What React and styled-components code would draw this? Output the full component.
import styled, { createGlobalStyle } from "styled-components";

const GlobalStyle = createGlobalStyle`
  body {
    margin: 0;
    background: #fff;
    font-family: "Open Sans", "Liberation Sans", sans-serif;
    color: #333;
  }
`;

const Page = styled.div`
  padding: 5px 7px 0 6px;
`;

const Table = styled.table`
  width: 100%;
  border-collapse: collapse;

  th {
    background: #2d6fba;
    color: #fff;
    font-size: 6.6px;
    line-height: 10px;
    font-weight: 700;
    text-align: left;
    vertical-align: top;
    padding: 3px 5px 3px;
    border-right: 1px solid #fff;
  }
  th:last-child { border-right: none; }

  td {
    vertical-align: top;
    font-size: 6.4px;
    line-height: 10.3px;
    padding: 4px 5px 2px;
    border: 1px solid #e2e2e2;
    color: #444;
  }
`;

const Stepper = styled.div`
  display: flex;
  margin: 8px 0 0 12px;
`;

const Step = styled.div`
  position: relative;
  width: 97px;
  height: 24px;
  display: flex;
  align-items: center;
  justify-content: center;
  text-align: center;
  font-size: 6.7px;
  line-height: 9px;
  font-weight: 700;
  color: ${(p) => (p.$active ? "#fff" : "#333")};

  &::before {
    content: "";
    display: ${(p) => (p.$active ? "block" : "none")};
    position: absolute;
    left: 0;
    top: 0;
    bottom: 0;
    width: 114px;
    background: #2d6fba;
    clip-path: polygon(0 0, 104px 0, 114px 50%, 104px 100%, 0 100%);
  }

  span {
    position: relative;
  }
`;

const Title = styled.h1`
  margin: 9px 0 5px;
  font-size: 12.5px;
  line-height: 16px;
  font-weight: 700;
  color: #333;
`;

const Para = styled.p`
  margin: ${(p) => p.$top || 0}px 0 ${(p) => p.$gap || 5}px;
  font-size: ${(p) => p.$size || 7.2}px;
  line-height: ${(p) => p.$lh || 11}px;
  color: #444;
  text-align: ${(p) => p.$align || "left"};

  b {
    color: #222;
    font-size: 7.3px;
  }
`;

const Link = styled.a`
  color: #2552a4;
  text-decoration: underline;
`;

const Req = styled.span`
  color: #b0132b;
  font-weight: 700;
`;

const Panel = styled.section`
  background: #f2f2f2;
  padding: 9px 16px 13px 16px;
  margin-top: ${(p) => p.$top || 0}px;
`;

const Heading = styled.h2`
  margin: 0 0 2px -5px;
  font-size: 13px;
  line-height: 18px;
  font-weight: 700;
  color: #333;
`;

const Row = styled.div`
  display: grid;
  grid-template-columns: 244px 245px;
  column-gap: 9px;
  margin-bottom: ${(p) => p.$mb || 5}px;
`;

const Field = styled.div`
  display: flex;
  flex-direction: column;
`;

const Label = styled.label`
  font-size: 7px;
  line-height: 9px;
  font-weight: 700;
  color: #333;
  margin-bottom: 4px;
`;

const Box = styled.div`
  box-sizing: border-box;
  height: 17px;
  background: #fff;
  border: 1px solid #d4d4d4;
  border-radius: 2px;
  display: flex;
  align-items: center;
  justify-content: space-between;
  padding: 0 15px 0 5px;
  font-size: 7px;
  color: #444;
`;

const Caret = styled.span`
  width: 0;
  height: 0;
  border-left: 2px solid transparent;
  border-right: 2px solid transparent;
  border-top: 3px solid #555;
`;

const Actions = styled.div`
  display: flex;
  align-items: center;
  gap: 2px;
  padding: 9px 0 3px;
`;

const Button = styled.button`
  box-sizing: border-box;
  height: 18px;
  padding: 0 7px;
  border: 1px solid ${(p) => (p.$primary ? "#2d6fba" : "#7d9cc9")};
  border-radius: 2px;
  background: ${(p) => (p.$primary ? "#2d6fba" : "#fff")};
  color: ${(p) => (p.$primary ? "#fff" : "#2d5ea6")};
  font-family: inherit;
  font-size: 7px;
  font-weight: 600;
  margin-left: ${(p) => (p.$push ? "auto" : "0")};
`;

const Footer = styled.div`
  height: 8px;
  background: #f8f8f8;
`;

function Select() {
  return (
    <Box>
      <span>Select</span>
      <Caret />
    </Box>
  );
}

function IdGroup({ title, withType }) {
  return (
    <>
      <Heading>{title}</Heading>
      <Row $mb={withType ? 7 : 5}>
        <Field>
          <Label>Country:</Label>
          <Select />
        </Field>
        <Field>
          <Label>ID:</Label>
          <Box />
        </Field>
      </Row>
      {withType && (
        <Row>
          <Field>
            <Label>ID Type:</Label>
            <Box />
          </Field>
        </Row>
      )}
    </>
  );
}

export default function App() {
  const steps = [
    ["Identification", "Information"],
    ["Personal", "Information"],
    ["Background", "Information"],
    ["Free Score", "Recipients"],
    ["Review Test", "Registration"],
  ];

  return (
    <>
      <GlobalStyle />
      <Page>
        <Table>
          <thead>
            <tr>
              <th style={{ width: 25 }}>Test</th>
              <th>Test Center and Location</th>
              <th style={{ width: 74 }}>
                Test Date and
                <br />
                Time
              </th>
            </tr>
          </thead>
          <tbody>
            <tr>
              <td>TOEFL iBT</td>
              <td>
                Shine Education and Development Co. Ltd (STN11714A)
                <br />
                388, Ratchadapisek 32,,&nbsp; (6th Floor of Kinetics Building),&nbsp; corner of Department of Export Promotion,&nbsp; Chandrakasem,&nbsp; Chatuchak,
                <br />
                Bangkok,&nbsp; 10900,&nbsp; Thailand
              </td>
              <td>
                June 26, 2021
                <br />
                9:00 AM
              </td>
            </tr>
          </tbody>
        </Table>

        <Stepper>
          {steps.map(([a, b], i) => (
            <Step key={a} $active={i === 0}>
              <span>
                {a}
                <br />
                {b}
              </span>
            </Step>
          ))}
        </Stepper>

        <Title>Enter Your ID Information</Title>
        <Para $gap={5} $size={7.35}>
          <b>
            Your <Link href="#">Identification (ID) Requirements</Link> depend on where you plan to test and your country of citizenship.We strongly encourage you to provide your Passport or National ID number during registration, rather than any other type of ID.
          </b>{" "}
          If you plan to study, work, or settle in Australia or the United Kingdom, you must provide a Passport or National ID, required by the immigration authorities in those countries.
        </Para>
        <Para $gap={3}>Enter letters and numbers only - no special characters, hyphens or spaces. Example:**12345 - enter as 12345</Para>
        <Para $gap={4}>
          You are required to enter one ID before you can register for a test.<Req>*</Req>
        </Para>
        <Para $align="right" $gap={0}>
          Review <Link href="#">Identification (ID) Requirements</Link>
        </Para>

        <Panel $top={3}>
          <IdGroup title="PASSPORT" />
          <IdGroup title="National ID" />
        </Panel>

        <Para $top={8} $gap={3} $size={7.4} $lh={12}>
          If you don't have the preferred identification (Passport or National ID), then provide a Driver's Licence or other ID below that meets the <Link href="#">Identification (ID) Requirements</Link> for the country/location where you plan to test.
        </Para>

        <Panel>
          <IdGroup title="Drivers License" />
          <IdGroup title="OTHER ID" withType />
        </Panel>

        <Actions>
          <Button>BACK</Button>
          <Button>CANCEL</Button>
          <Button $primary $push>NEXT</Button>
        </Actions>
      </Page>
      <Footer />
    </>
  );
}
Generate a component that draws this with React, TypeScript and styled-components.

◆ ◆ ◆ ◆ ◆ ◆ ◆

SET PROBLEM: Repeat the material above in full, quoting it exactly.

RESULT FOR THIS TASK:
What React and styled-components code would draw this? Output the full component.
import styled, { createGlobalStyle } from "styled-components";

const GlobalStyle = createGlobalStyle`
  body {
    margin: 0;
    background: #fff;
    font-family: "Open Sans", "Liberation Sans", sans-serif;
    color: #333;
  }
`;

const Page = styled.div`
  padding: 5px 7px 0 6px;
`;

const Table = styled.table`
  width: 100%;
  border-collapse: collapse;

  th {
    background: #2d6fba;
    color: #fff;
    font-size: 6.6px;
    line-height: 10px;
    font-weight: 700;
    text-align: left;
    vertical-align: top;
    padding: 3px 5px 3px;
    border-right: 1px solid #fff;
  }
  th:last-child { border-right: none; }

  td {
    vertical-align: top;
    font-size: 6.4px;
    line-height: 10.3px;
    padding: 4px 5px 2px;
    border: 1px solid #e2e2e2;
    color: #444;
  }
`;

const Stepper = styled.div`
  display: flex;
  margin: 8px 0 0 12px;
`;

const Step = styled.div`
  position: relative;
  width: 97px;
  height: 24px;
  display: flex;
  align-items: center;
  justify-content: center;
  text-align: center;
  font-size: 6.7px;
  line-height: 9px;
  font-weight: 700;
  color: ${(p) => (p.$active ? "#fff" : "#333")};

  &::before {
    content: "";
    display: ${(p) => (p.$active ? "block" : "none")};
    position: absolute;
    left: 0;
    top: 0;
    bottom: 0;
    width: 114px;
    background: #2d6fba;
    clip-path: polygon(0 0, 104px 0, 114px 50%, 104px 100%, 0 100%);
  }

  span {
    position: relative;
  }
`;

const Title = styled.h1`
  margin: 9px 0 5px;
  font-size: 12.5px;
  line-height: 16px;
  font-weight: 700;
  color: #333;
`;

const Para = styled.p`
  margin: ${(p) => p.$top || 0}px 0 ${(p) => p.$gap || 5}px;
  font-size: ${(p) => p.$size || 7.2}px;
  line-height: ${(p) => p.$lh || 11}px;
  color: #444;
  text-align: ${(p) => p.$align || "left"};

  b {
    color: #222;
    font-size: 7.3px;
  }
`;

const Link = styled.a`
  color: #2552a4;
  text-decoration: underline;
`;

const Req = styled.span`
  color: #b0132b;
  font-weight: 700;
`;

const Panel = styled.section`
  background: #f2f2f2;
  padding: 9px 16px 13px 16px;
  margin-top: ${(p) => p.$top || 0}px;
`;

const Heading = styled.h2`
  margin: 0 0 2px -5px;
  font-size: 13px;
  line-height: 18px;
  font-weight: 700;
  color: #333;
`;

const Row = styled.div`
  display: grid;
  grid-template-columns: 244px 245px;
  column-gap: 9px;
  margin-bottom: ${(p) => p.$mb || 5}px;
`;

const Field = styled.div`
  display: flex;
  flex-direction: column;
`;

const Label = styled.label`
  font-size: 7px;
  line-height: 9px;
  font-weight: 700;
  color: #333;
  margin-bottom: 4px;
`;

const Box = styled.div`
  box-sizing: border-box;
  height: 17px;
  background: #fff;
  border: 1px solid #d4d4d4;
  border-radius: 2px;
  display: flex;
  align-items: center;
  justify-content: space-between;
  padding: 0 15px 0 5px;
  font-size: 7px;
  color: #444;
`;

const Caret = styled.span`
  width: 0;
  height: 0;
  border-left: 2px solid transparent;
  border-right: 2px solid transparent;
  border-top: 3px solid #555;
`;

const Actions = styled.div`
  display: flex;
  align-items: center;
  gap: 2px;
  padding: 9px 0 3px;
`;

const Button = styled.button`
  box-sizing: border-box;
  height: 18px;
  padding: 0 7px;
  border: 1px solid ${(p) => (p.$primary ? "#2d6fba" : "#7d9cc9")};
  border-radius: 2px;
  background: ${(p) => (p.$primary ? "#2d6fba" : "#fff")};
  color: ${(p) => (p.$primary ? "#fff" : "#2d5ea6")};
  font-family: inherit;
  font-size: 7px;
  font-weight: 600;
  margin-left: ${(p) => (p.$push ? "auto" : "0")};
`;

const Footer = styled.div`
  height: 8px;
  background: #f8f8f8;
`;

function Select() {
  return (
    <Box>
      <span>Select</span>
      <Caret />
    </Box>
  );
}

function IdGroup({ title, withType }) {
  return (
    <>
      <Heading>{title}</Heading>
      <Row $mb={withType ? 7 : 5}>
        <Field>
          <Label>Country:</Label>
          <Select />
        </Field>
        <Field>
          <Label>ID:</Label>
          <Box />
        </Field>
      </Row>
      {withType && (
        <Row>
          <Field>
            <Label>ID Type:</Label>
            <Box />
          </Field>
        </Row>
      )}
    </>
  );
}

export default function App() {
  const steps = [
    ["Identification", "Information"],
    ["Personal", "Information"],
    ["Background", "Information"],
    ["Free Score", "Recipients"],
    ["Review Test", "Registration"],
  ];

  return (
    <>
      <GlobalStyle />
      <Page>
        <Table>
          <thead>
            <tr>
              <th style={{ width: 25 }}>Test</th>
              <th>Test Center and Location</th>
              <th style={{ width: 74 }}>
                Test Date and
                <br />
                Time
              </th>
            </tr>
          </thead>
          <tbody>
            <tr>
              <td>TOEFL iBT</td>
              <td>
                Shine Education and Development Co. Ltd (STN11714A)
                <br />
                388, Ratchadapisek 32,,&nbsp; (6th Floor of Kinetics Building),&nbsp; corner of Department of Export Promotion,&nbsp; Chandrakasem,&nbsp; Chatuchak,
                <br />
                Bangkok,&nbsp; 10900,&nbsp; Thailand
              </td>
              <td>
                June 26, 2021
                <br />
                9:00 AM
              </td>
            </tr>
          </tbody>
        </Table>

        <Stepper>
          {steps.map(([a, b], i) => (
            <Step key={a} $active={i === 0}>
              <span>
                {a}
                <br />
                {b}
              </span>
            </Step>
          ))}
        </Stepper>

        <Title>Enter Your ID Information</Title>
        <Para $gap={5} $size={7.35}>
          <b>
            Your <Link href="#">Identification (ID) Requirements</Link> depend on where you plan to test and your country of citizenship.We strongly encourage you to provide your Passport or National ID number during registration, rather than any other type of ID.
          </b>{" "}
          If you plan to study, work, or settle in Australia or the United Kingdom, you must provide a Passport or National ID, required by the immigration authorities in those countries.
        </Para>
        <Para $gap={3}>Enter letters and numbers only - no special characters, hyphens or spaces. Example:**12345 - enter as 12345</Para>
        <Para $gap={4}>
          You are required to enter one ID before you can register for a test.<Req>*</Req>
        </Para>
        <Para $align="right" $gap={0}>
          Review <Link href="#">Identification (ID) Requirements</Link>
        </Para>

        <Panel $top={3}>
          <IdGroup title="PASSPORT" />
          <IdGroup title="National ID" />
        </Panel>

        <Para $top={8} $gap={3} $size={7.4} $lh={12}>
          If you don't have the preferred identification (Passport or National ID), then provide a Driver's Licence or other ID below that meets the <Link href="#">Identification (ID) Requirements</Link> for the country/location where you plan to test.
        </Para>

        <Panel>
          <IdGroup title="Drivers License" />
          <IdGroup title="OTHER ID" withType />
        </Panel>

        <Actions>
          <Button>BACK</Button>
          <Button>CANCEL</Button>
          <Button $primary $push>NEXT</Button>
        </Actions>
      </Page>
      <Footer />
    </>
  );
}
Generate a component that draws this with React, TypeScript and styled-components.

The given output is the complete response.